WRITER-DIRECTOR Pedro Almodóvar has brought his life to the big screen in Pain and Glory and chosen Antonio Banderas to portray him. Banderas has worked with him before and they are close friends.
Was it challenging to play the man who is directing you?
It is always difficult to play someone who exists and extraordinarily difficult when the person is your friend and behind the camera. But it turned out to be a very pleasant experience for many different reasons. Unconsciously, I started creating this character nine years ago. It happened during the shooting of The Skin I Live In (2011). It was the first movie I did with Pedro. We had not worked together for 22 years. I was working in American films, so I came to rehearsals with a cocky attitude. I had learned many things about acting. I felt more secure in front of the camera—I can do this, I can do that, I can trust my voice. And Pedro after several rehearsals came to me and said, “You know what? All these things that you have learned from your American director are not very useful to me.” I disagreed with him and it was a tense shoot—when I say tense, I mean creative tension.
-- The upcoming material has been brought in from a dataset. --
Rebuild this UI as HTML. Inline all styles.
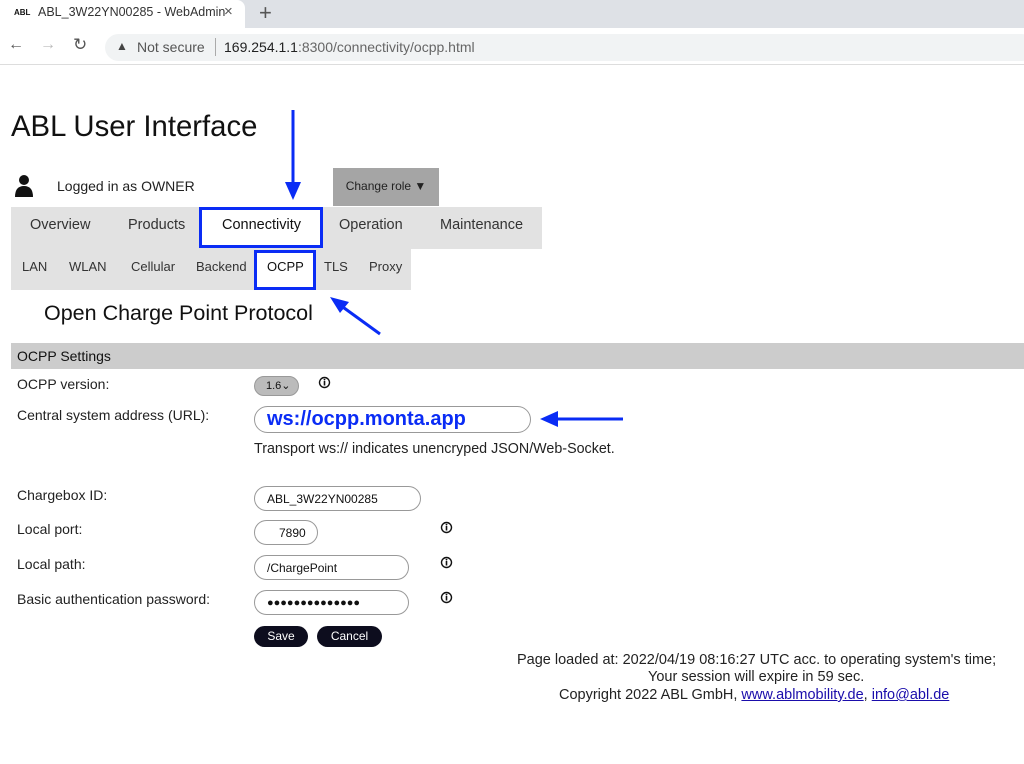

But when I saw the film at the Toronto Film Festival with an audience, I realised he was able to bring out of me a character I didn’t even know I had inside me. I had to be humble, so when he called me again for [Pain and Glory], I just wanted to know two things: why he wanted me to do this movie at this time in his life and why he wanted me to play him, an alter ego of Pedro Almodóvar? And so, that is how we started working on this project. We started from scratch, trying to create a character from nothing, not using the tools I had used in the past to develop a character.
How did you handle the scenes about Almodóvar’s sickness and addiction?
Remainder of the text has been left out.